Executive orders - Tom Clancy [512]
Then a telex machine started chattering. An Army Spec-5 walked over to it.
FLASH-traffic from State, from Ambassador Williams in India, he announced.
Let's see. Ryan walked over, too. It wasn't good news. Neither was the next one from Taipei.
THE PHYSICIANS WERE working four-hour shifts. For every young resident there was a senior staff member. They were largely doing nurses' work, and though they mainly were doing it well, they also knew that it wouldn't matter all that much.
It was Cathy's first time in a space suit. She'd operated on thirty or so AIDS patients for eye complications of their disease, but that hadn't been terribly difficult. You used regular gloves, and the only real worry was the number of hands allowed in the surgical field, and for ophthalmic surgery that wasn't nearly the problem it was for thoracic. You went a little slower, were a little more careful in your movements, but that was it, really. Not now. Now she was in a big, thick plastic bag, wearing a helmet whose clear faceplate often fogged from her breath, looking at patients who were going to die despite the attention of professor-rank physicians.
But they had to try anyway. She was looking down at the local Index Case, the Winnebago dealer whose wife was in the next room. There were two IVs running, one of fluids and electrolytes and morphine, the other of whole blood, both held rigidly in place so as not to damage the steel-vein interface. The only thing they could do was to support. It had once been thought that interferon might help, but that hadn't worked. Antibiotics didn't touch viral diseases, a fact which was not widely appreciated. There was nothing else, though a hundred people were now examining options in their labs. No one had ever taken the time with Ebola. CDC, the Army, and a few other labs across the world had done some work, but there hadn't been the effort devoted to other diseases that raged through civilized countries. In America and Europe research priority went to diseases that killed many, or which attracted a lot of political attention, because the allocation of government research money was a political act, and for private funding it tracked with what rich or prominent person had been unlucky.
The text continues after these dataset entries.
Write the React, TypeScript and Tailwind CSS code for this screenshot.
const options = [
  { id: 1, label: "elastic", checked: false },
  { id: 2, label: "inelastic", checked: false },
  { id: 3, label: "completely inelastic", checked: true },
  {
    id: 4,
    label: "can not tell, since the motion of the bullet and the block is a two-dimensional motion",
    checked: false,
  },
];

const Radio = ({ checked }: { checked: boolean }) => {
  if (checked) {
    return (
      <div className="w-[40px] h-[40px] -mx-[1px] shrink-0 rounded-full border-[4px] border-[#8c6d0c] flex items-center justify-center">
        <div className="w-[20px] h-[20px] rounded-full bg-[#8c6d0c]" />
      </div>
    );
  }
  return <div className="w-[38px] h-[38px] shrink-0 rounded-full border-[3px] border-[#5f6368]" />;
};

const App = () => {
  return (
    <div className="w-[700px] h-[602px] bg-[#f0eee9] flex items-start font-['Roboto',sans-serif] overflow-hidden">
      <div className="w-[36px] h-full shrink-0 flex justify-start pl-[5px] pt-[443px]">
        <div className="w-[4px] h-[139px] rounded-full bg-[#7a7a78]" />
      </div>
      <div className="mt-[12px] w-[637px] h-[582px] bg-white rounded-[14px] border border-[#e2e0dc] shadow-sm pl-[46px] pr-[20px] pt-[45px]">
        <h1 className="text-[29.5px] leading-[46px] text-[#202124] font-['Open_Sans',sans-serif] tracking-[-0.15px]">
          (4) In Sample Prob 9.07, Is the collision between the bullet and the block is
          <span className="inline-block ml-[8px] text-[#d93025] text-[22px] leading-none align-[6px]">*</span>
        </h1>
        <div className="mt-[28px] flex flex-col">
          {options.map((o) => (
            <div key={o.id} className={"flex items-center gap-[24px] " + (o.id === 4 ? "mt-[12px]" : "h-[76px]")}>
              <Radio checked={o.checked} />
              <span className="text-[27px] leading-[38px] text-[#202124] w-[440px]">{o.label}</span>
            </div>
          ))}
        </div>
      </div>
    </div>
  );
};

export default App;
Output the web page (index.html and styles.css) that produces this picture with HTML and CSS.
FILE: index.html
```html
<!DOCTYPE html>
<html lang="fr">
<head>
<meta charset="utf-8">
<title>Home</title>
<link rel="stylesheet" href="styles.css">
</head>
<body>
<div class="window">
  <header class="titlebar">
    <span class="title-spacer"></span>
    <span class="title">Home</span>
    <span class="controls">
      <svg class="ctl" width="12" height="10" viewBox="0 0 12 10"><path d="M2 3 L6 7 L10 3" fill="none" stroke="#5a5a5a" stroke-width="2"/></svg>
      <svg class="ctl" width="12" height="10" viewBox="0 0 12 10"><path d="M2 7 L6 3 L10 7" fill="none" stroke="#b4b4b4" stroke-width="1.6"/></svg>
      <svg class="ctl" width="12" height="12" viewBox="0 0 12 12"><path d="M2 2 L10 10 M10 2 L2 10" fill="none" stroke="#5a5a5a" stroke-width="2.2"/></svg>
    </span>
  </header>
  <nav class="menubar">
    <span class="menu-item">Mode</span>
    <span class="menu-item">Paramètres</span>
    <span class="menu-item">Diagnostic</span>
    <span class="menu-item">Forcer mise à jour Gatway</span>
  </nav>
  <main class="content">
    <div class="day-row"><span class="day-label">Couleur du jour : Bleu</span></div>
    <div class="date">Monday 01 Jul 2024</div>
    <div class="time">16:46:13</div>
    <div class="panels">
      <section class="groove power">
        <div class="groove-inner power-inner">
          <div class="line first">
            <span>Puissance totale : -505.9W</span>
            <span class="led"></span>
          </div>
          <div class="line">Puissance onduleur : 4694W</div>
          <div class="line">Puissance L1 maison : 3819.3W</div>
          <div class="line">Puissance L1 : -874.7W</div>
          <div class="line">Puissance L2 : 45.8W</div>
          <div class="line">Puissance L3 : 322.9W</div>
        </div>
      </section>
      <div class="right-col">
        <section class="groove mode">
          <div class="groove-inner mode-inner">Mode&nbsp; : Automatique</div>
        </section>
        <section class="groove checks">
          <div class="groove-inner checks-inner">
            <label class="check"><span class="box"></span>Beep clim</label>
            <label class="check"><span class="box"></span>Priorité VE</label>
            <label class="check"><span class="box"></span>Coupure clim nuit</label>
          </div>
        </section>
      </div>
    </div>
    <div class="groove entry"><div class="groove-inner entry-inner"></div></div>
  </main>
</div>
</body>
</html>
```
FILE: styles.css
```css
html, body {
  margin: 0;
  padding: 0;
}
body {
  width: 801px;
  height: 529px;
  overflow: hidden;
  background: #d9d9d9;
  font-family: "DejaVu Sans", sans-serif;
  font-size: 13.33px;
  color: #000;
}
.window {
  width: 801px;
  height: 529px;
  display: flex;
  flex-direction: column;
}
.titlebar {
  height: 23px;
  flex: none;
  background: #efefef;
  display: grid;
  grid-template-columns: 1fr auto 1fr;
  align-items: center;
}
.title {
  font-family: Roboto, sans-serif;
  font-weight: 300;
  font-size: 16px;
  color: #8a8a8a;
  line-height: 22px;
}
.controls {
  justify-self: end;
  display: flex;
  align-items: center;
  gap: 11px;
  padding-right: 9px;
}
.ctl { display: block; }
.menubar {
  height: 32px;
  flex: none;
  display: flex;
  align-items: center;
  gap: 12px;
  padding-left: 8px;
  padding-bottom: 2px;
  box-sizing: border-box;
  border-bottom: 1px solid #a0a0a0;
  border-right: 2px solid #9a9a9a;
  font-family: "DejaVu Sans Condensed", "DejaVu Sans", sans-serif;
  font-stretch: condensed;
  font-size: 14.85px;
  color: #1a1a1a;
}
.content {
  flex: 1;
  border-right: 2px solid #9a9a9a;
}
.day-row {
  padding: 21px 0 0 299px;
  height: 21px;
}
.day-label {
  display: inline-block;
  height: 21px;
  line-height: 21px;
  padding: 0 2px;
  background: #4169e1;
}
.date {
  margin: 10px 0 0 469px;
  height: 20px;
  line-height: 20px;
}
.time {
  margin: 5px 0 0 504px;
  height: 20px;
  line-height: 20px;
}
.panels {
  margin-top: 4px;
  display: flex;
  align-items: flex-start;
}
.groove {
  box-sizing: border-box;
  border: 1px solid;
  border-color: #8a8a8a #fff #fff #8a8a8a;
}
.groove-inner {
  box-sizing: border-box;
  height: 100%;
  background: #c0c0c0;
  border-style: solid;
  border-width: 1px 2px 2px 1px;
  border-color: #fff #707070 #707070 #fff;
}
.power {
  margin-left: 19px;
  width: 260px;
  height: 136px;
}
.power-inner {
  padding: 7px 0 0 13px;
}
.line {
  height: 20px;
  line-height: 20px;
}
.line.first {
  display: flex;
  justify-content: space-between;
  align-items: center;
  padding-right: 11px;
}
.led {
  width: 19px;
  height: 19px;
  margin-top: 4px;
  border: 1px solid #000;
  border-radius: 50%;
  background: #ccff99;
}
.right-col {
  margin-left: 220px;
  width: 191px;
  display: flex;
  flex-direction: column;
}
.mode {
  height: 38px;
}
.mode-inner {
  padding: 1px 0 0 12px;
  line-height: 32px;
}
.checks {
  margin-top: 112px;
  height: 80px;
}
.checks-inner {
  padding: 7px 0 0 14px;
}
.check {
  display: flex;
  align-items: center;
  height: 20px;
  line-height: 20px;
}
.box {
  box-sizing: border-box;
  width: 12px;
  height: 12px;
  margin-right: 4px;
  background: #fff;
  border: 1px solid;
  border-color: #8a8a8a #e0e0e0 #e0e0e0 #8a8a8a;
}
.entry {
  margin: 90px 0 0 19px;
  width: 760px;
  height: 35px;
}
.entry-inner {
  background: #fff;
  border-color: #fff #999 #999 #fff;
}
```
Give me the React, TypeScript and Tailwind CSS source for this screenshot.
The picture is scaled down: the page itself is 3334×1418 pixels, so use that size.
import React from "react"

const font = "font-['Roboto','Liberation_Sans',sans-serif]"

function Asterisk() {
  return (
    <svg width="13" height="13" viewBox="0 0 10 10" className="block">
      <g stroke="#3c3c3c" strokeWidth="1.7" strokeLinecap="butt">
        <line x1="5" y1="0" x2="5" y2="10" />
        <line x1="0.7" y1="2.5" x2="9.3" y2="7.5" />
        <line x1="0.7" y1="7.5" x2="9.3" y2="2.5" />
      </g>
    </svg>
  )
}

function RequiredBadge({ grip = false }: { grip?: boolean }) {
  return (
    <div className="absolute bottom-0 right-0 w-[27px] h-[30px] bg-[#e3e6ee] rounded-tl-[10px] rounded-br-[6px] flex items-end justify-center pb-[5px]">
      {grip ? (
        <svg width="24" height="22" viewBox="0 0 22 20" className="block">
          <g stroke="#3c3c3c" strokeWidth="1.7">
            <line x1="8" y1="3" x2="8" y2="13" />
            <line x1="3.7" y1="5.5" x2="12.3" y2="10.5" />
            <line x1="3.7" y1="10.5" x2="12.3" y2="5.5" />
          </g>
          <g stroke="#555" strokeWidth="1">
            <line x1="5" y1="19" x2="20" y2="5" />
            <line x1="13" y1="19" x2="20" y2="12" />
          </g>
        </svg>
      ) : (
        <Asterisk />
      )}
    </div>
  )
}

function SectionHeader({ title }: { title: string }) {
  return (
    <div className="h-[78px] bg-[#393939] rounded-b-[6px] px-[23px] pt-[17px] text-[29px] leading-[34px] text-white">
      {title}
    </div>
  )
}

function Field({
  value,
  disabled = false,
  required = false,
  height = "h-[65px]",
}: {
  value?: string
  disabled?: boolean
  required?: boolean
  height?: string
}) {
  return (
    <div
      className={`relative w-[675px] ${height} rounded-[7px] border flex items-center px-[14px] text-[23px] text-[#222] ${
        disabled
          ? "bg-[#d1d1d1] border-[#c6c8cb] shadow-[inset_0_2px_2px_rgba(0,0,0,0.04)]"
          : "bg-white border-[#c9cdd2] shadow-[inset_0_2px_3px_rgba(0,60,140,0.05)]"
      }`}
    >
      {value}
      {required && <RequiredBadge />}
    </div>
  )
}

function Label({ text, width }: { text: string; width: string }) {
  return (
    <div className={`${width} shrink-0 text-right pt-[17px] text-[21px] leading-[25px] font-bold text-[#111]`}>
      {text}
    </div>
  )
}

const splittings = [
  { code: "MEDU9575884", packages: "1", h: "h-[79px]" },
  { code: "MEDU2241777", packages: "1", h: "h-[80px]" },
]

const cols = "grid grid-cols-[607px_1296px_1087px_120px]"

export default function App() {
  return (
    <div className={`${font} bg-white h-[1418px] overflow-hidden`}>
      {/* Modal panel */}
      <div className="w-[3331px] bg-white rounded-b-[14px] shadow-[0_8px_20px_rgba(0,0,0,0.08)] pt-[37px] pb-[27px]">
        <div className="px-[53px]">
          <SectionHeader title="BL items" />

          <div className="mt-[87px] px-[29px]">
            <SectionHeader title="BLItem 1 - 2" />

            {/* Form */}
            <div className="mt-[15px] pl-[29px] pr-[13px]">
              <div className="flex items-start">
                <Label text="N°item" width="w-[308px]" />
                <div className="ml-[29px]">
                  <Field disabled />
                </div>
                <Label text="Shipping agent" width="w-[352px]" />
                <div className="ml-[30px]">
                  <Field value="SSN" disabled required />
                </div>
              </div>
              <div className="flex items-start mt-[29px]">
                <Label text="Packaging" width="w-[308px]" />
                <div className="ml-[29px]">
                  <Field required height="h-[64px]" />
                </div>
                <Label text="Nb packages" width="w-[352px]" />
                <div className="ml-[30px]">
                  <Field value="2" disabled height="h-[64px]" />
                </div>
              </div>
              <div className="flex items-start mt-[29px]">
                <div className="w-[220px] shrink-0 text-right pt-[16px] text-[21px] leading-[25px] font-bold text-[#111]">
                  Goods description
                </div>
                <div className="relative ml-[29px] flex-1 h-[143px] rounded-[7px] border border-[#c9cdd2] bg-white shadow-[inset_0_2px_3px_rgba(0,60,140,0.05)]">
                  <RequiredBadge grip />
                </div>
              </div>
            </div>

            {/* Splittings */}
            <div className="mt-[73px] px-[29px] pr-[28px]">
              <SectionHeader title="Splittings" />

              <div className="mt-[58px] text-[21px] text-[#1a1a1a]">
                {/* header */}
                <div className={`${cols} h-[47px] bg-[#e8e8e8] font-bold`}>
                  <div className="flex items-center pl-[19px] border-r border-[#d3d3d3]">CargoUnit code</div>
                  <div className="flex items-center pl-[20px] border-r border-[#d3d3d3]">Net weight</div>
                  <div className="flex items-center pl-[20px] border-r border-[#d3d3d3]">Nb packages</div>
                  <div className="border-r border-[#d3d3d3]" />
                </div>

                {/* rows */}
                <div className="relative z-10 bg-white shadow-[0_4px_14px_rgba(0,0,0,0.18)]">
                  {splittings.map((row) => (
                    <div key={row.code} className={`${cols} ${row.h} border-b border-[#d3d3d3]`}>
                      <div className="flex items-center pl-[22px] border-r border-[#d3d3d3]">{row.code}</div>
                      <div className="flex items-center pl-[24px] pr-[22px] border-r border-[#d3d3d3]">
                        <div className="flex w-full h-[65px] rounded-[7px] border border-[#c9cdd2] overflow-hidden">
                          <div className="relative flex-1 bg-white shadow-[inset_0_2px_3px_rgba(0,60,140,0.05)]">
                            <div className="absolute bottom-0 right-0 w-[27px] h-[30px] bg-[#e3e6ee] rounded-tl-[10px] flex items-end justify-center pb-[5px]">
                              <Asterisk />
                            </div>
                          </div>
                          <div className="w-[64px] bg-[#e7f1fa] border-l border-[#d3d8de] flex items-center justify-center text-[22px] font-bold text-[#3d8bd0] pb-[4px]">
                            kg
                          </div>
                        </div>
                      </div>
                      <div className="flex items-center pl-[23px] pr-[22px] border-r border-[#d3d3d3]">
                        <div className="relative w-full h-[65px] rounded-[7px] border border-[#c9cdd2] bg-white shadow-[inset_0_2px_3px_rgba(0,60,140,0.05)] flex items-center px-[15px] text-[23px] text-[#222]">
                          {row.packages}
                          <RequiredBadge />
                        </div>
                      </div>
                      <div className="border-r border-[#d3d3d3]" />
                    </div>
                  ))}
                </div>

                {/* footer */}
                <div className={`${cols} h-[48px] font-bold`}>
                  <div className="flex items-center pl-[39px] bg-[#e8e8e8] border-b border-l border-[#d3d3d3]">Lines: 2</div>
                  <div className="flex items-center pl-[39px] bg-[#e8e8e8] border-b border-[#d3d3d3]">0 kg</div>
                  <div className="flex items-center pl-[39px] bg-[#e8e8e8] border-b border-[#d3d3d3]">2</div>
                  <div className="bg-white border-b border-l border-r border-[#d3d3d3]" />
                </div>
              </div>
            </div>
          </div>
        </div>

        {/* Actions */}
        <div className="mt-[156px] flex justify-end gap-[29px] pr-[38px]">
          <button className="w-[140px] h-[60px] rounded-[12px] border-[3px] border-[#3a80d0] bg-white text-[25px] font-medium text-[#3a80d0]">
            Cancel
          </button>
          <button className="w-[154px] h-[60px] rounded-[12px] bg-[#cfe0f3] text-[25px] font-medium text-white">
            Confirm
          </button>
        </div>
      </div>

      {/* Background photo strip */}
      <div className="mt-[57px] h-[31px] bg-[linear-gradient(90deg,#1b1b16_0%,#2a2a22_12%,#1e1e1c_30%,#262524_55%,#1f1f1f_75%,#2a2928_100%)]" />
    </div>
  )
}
Myasthenia gravis had killed Aristotle Onassis, and the resultant funding, while not fast enough to help the shipping magnate, had made significant progress almost overnight-largely luck, Dr. Ryan knew, but true even so, and a blessing to other victims. The same principle extended to oncology, where the funding for breast cancer, which attacked roughly one woman in ten, far outstripped research in prostate cancer, which afflicted roughly half of the male population. A huge amount went into childhood cancers, which were statistically quite rare-only twelve cases a year per hundred thousand kids-but what was more valuable than a child? Nobody objected to that; certainly she did not. It came down to minuscule funding for Ebola and other tropical diseases because they didn't have a high profile in the countries which spent the money. That would change now, but not soon enough for the patients filling up the hospital.
The patient started gagging and turned to his right. Cathy grabbed the plastic trash can-emesis trays were too small and tended to spill-and held it for him. Bile and blood, she saw. Black blood. Dead blood. Blood full of the little crystalline bricks of Ebola virus. When he was done, she gave him a water container, the sort with a straw that gave a little bit of water from a squeeze. Just enough to wet his mouth.
Thanks, the patient groaned. His skin was pale except in the places where it was blotched from subcutaneous bleeding. Petechiae. Must be Latin, Cathy thought. A dead language's word to designate the sign of approaching death. He looked at her, and he knew.